What Is Life? The Challenge of Defining It Across Planets
What does it mean to be alive? This piece explores the scientific and philosophical challenge of defining life, and how that shapes our search for it on Mars, Europa, exoplanets, and beyond.
For all our advances in science, one fundamental question remains surprisingly hard to answer: What is life? As we search for life on Mars, Europa, and distant exoplanets, this question shapes not only our philosophy but also our science, influencing the instruments we build, the missions we launch, and how we interpret what we find.
The Elusive Definition
On Earth, life feels familiar: it grows, reproduces, consumes energy, and evolves. Yet these traits are not unique. Fire consumes energy. Crystals grow. Viruses replicate, but only inside host cells. Any definition we create risks being either too broad (including non-living systems) or too narrow, excluding forms of life we have not yet imagined.
Scientists have proposed various hallmarks of life:
- Metabolism — the use of energy to maintain order
- Replication — the ability to pass on information
- Evolution — the capacity for change across generations
- Bounded systems — structures that separate self from environment
No single feature captures all life perfectly, and no list satisfies every philosopher or biologist.
Working Definitions in Astrobiology
NASA offers a functional, if imperfect, working definition: “A self-sustaining chemical system capable of Darwinian evolution.”
Other proposals emphasize information processing, complexity, or thermodynamic principles.
More recent research into so-called agnostic biosignatures focuses on identifying patterns of complexity that could point to life regardless of its specific chemistry.
Why Definitions Matter
Our search for life beyond Earth depends on what we consider life to be. If we expect life to mirror Earth biology, we’ll look for organic molecules, energy gradients, and chemical disequilibria. But could we overlook alien life because it doesn’t match our expectations?
New Frontiers: Universal Life Detection
Innovative theories are expanding our approach. Assembly theory, proposed by Sara Walker and Lee Cronin, suggests that life produces complex objects unlikely to form randomly. Some scientists argue that life might best be understood as a process that generates and propagates complexity, an idea that invites us to rethink our instruments and strategies.
Current Searches for Life
In astronomy, researchers are probing exoplanet atmospheres for biosignatures such as oxygen, methane, and chemical combinations out of equilibrium, signs that might indicate biological activity. Instruments like the James Webb Space Telescope bring this work closer to reality.

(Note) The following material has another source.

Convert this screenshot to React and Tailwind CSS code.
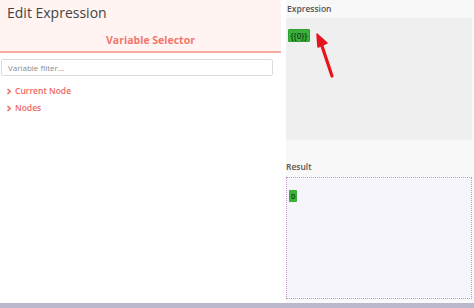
export default function App() {
  return (
    <div className="w-[474px] h-[308px] overflow-hidden bg-white flex flex-col" style={{ fontFamily: '"Open Sans", "Noto Sans", sans-serif' }}>
      <div className="flex flex-1 min-h-0">
        {/* Left panel */}
        <div className="w-[281px] flex flex-col">
          <div className="h-[53px] bg-[#fff4f1] border-b-2 border-[#f6aaa2] flex flex-col">
            <div className="pl-[7px] pt-[3px] text-[14px] leading-[20px] text-[#444]">Edit Expression</div>
            <div className="pl-[20px] mt-[9px] text-center text-[10.5px] font-bold text-[#f2776d] leading-[16px]">Variable Selector</div>
          </div>
          <div className="mt-[6px] ml-[1px] w-[272px] h-[17px] border border-[#dcdcdc] rounded-[2px] flex items-center pl-[6px] text-[8px] text-[#8a8a8a]">
            Variable filter...
          </div>
          <div className="mt-[9px] pl-[6px] flex flex-col gap-[5px]">
            <div className="flex items-center h-[12px] text-[8.5px] font-semibold text-[#f0685e]">
              <svg width="6" height="7" viewBox="0 0 6 7" className="mr-[3px]"><path d="M1.5 1 L4.2 3.5 L1.5 6" fill="none" stroke="#f0685e" strokeWidth="1.5" /></svg>
              Current Node
            </div>
            <div className="flex items-center h-[12px] text-[8.5px] font-semibold text-[#f0685e]">
              <svg width="6" height="7" viewBox="0 0 6 7" className="mr-[3px]"><path d="M1.5 1 L4.2 3.5 L1.5 6" fill="none" stroke="#f0685e" strokeWidth="1.5" /></svg>
              Nodes
            </div>
          </div>
        </div>
        {/* Right panel */}
        <div className="ml-[5px] flex-1 bg-[#f8f8f8] flex flex-col pr-[2px]">
          <div className="h-[18px] flex items-center pl-[1px] pt-[1px] text-[8.5px] font-semibold text-[#555]">Expression</div>
          <div className="h-[122px] bg-[#efefef] relative pt-[3px] pl-[2px]">
            <span className="inline-block bg-[#3bb03b] text-[#0c3d0c] text-[8px] font-semibold leading-[11px] px-[1.5px] rounded-[1px] border border-[#2f9f30]">{'{{0}}'}</span>
            <svg className="absolute left-[26px] top-[13px]" width="30" height="50" viewBox="0 0 30 50">
              <path d="M20 45 L9 12" stroke="#e8141c" strokeWidth="3.2" strokeLinecap="round" />
              <path d="M5 3 L15 12 L6 16 Z" fill="#e8141c" stroke="#e8141c" strokeWidth="1.5" strokeLinejoin="round" />
            </svg>
          </div>
          <div className="h-[37px] flex items-end pb-[3px] text-[8.5px] font-semibold text-[#555]">Result</div>
          <div className="h-[122px] bg-[#f7f5fc] border border-dotted border-[#c49ac0] pt-[3px] pl-[2px]">
            <span className="inline-block bg-[#3bb03b] text-[#0c3d0c] text-[7.5px] font-semibold leading-[12px] px-[2px] rounded-[1px]">0</span>
          </div>
        </div>
      </div>
      <div className="h-[5px] bg-[#bcb8cb]" />
    </div>
  );
}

Closer to home, robotic missions like Perseverance on Mars, the upcoming Europa Clipper, and ESA's Rosalind Franklin are searching for organics, isotopic ratios, and complex molecular patterns, potential markers of life past or present.

The Deeper Question
In the end, the search for life pushes us beyond detection. It asks us to reflect on what it truly means to be alive. Are we seeking copies of ourselves, or are we ready to recognize life in forms we have never seen?
What do you think? What feature do you believe is most essential for defining life across worlds?